--- Exercise brief ---
Filter for the word "screenshot" and keep each matching line.

--- Provided data ---
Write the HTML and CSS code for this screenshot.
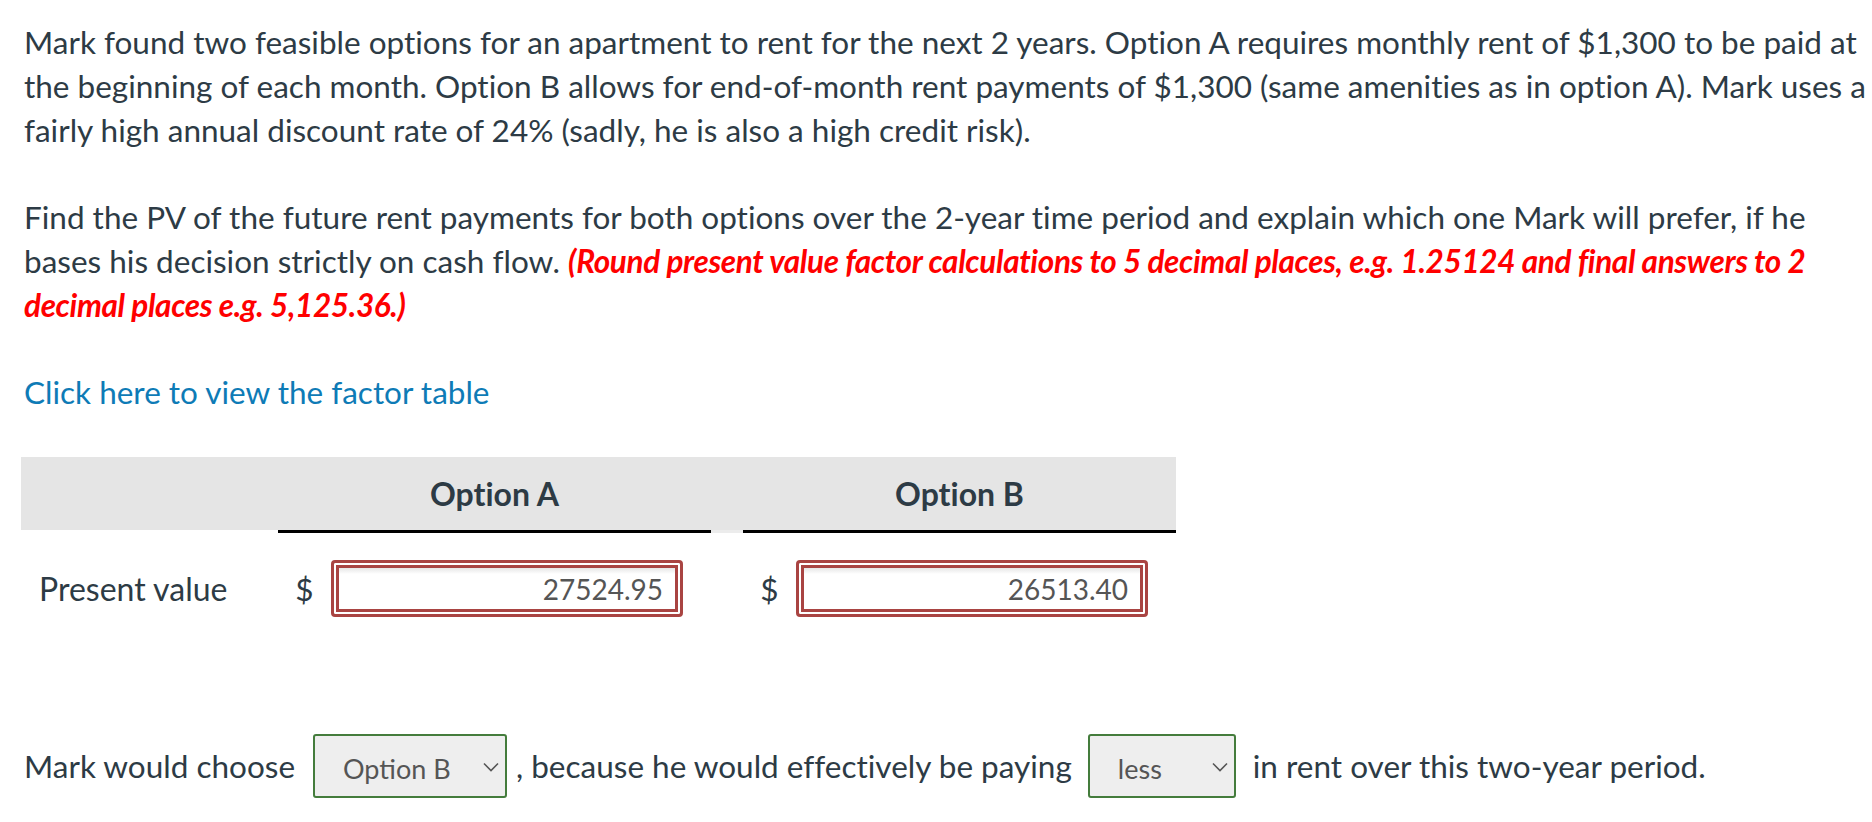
--
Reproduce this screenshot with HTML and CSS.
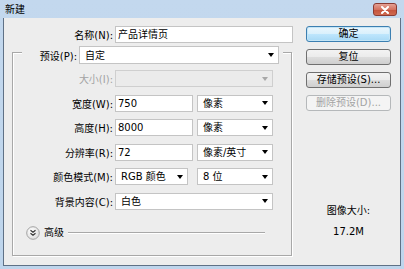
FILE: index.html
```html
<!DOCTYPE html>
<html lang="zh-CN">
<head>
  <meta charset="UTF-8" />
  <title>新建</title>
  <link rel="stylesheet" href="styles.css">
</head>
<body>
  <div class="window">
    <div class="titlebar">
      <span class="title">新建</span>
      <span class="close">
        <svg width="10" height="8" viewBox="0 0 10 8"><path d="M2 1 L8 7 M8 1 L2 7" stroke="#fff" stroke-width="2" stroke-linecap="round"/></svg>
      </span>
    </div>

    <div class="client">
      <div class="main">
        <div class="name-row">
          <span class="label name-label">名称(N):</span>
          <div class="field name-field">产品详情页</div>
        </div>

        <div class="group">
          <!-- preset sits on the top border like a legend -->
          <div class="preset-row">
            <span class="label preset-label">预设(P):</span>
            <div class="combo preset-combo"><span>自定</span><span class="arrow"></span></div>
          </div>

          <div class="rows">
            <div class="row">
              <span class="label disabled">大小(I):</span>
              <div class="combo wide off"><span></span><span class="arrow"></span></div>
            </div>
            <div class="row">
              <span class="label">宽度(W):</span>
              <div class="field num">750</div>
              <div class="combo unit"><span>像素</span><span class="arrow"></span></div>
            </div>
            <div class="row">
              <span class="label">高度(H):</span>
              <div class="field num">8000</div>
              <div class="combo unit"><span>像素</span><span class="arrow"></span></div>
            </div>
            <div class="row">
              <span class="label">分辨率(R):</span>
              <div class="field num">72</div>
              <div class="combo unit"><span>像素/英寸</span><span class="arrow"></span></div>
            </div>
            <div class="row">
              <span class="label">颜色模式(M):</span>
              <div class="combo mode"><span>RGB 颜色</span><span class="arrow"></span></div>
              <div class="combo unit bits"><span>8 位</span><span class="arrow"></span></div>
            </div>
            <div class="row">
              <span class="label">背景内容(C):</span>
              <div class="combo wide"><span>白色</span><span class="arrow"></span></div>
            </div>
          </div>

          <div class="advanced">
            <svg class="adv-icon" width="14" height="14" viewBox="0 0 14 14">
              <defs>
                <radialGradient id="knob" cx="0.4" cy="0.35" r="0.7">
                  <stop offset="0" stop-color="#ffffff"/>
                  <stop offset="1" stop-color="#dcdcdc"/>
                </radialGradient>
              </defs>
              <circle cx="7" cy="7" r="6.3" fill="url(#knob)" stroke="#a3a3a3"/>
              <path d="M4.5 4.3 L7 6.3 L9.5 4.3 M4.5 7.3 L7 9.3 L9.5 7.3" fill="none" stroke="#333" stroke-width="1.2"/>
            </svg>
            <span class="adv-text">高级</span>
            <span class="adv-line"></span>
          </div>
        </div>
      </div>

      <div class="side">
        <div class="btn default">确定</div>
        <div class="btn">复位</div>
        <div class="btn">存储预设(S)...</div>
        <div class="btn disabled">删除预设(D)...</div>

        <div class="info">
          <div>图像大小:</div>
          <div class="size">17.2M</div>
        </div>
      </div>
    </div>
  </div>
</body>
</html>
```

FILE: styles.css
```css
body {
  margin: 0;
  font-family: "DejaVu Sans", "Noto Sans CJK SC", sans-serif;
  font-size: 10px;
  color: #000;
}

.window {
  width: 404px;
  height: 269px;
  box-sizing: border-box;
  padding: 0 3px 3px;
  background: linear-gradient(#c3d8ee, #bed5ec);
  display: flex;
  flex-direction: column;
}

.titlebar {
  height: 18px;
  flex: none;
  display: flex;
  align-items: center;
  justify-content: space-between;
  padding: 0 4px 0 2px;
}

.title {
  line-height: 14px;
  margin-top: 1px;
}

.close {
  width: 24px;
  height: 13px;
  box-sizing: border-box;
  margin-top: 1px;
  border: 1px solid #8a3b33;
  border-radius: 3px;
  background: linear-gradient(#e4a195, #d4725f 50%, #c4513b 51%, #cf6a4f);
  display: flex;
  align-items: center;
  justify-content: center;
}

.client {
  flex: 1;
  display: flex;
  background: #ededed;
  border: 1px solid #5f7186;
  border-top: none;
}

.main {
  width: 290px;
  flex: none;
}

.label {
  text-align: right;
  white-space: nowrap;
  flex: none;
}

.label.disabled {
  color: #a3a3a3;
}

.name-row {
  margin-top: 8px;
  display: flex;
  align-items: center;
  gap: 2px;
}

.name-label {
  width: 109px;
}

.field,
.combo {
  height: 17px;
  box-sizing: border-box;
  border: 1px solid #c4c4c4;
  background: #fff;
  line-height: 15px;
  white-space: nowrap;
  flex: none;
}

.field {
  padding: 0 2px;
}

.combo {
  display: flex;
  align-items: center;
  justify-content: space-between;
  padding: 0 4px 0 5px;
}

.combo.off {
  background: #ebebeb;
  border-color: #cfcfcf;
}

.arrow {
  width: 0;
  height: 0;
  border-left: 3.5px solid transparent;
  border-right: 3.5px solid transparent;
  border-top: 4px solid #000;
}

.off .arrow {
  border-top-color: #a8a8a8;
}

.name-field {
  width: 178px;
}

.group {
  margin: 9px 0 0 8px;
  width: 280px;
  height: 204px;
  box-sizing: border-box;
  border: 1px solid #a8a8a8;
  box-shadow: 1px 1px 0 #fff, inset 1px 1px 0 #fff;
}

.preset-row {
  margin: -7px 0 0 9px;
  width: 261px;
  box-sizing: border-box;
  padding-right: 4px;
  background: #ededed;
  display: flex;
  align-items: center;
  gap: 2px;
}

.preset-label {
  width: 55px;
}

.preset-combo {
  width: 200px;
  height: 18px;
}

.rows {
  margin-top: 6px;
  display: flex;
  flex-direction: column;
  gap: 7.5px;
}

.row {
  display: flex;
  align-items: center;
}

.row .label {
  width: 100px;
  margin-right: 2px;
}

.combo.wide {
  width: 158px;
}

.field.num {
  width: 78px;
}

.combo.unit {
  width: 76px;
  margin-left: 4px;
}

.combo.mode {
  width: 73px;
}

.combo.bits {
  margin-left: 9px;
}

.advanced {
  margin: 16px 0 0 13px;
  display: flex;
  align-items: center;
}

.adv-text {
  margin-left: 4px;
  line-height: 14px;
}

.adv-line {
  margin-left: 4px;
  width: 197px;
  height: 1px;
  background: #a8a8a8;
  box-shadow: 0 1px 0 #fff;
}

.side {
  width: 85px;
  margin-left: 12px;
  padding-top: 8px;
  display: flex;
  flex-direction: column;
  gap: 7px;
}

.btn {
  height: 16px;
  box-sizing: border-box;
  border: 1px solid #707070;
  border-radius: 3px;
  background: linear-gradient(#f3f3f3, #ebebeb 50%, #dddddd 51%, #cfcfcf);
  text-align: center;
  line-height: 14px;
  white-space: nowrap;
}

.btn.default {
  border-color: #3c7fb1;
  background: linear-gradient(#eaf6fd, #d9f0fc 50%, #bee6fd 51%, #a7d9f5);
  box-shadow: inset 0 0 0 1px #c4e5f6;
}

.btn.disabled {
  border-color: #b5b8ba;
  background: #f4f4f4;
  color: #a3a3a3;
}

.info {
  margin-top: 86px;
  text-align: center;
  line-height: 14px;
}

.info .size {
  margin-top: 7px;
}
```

--- Correct answer ---
Write the HTML and CSS code for this screenshot.
Reproduce this screenshot with HTML and CSS.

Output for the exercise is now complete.